**Given request:** Reproduce the records below in full and without edits, omitting images.
— start of Extracted data —
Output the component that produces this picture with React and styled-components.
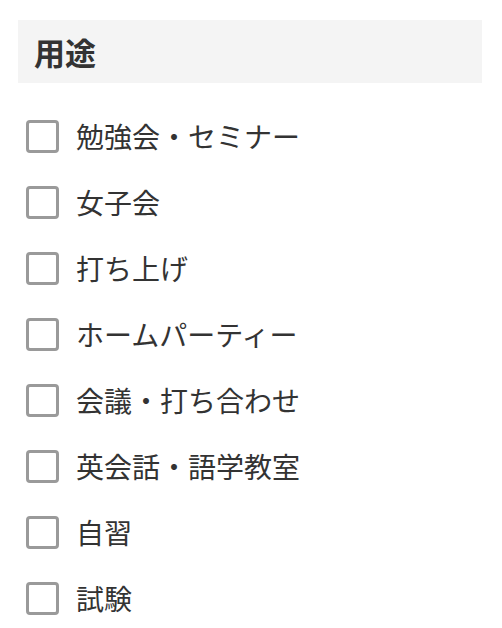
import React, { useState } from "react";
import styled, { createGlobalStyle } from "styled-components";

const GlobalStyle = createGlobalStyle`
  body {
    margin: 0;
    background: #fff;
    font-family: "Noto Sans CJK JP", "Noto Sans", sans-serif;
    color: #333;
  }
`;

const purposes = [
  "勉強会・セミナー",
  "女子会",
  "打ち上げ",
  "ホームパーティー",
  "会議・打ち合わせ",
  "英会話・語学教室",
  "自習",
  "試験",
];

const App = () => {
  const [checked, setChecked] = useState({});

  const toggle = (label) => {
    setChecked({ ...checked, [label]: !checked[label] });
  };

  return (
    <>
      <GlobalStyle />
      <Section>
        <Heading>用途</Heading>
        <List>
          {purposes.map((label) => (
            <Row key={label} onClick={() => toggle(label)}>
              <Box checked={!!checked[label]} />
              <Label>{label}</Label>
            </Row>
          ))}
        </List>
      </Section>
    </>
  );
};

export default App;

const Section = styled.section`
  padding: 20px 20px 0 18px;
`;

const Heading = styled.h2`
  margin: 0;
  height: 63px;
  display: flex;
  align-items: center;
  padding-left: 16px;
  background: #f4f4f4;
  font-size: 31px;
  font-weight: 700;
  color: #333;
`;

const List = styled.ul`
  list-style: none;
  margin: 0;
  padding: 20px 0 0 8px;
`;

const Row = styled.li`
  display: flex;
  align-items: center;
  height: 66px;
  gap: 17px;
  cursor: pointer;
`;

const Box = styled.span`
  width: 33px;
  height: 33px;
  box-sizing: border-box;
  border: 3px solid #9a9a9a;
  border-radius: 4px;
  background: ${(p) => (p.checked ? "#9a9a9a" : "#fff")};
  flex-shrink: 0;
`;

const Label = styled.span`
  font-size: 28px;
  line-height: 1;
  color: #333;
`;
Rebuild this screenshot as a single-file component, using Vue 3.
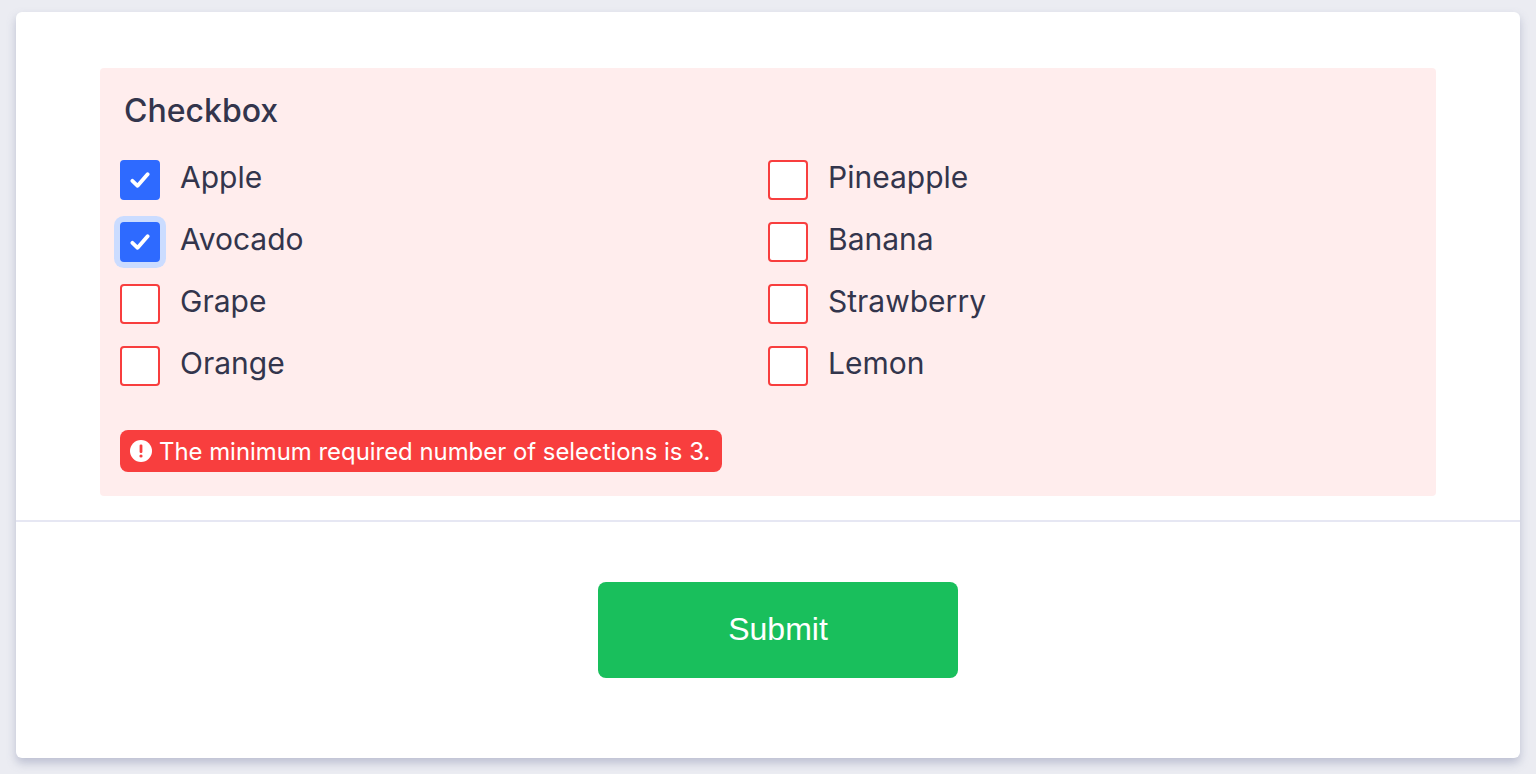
— end of Extracted data —
**Solution for this problem:**
Output the component that produces this picture with React and styled-components.
import React, { useState } from "react";
import styled, { createGlobalStyle } from "styled-components";

const GlobalStyle = createGlobalStyle`
  body {
    margin: 0;
    background: #fff;
    font-family: "Noto Sans CJK JP", "Noto Sans", sans-serif;
    color: #333;
  }
`;

const purposes = [
  "勉強会・セミナー",
  "女子会",
  "打ち上げ",
  "ホームパーティー",
  "会議・打ち合わせ",
  "英会話・語学教室",
  "自習",
  "試験",
];

const App = () => {
  const [checked, setChecked] = useState({});

  const toggle = (label) => {
    setChecked({ ...checked, [label]: !checked[label] });
  };

  return (
    <>
      <GlobalStyle />
      <Section>
        <Heading>用途</Heading>
        <List>
          {purposes.map((label) => (
            <Row key={label} onClick={() => toggle(label)}>
              <Box checked={!!checked[label]} />
              <Label>{label}</Label>
            </Row>
          ))}
        </List>
      </Section>
    </>
  );
};

export default App;

const Section = styled.section`
  padding: 20px 20px 0 18px;
`;

const Heading = styled.h2`
  margin: 0;
  height: 63px;
  display: flex;
  align-items: center;
  padding-left: 16px;
  background: #f4f4f4;
  font-size: 31px;
  font-weight: 700;
  color: #333;
`;

const List = styled.ul`
  list-style: none;
  margin: 0;
  padding: 20px 0 0 8px;
`;

const Row = styled.li`
  display: flex;
  align-items: center;
  height: 66px;
  gap: 17px;
  cursor: pointer;
`;

const Box = styled.span`
  width: 33px;
  height: 33px;
  box-sizing: border-box;
  border: 3px solid #9a9a9a;
  border-radius: 4px;
  background: ${(p) => (p.checked ? "#9a9a9a" : "#fff")};
  flex-shrink: 0;
`;

const Label = styled.span`
  font-size: 28px;
  line-height: 1;
  color: #333;
`;
Rebuild this screenshot as a single-file component, using Vue 3.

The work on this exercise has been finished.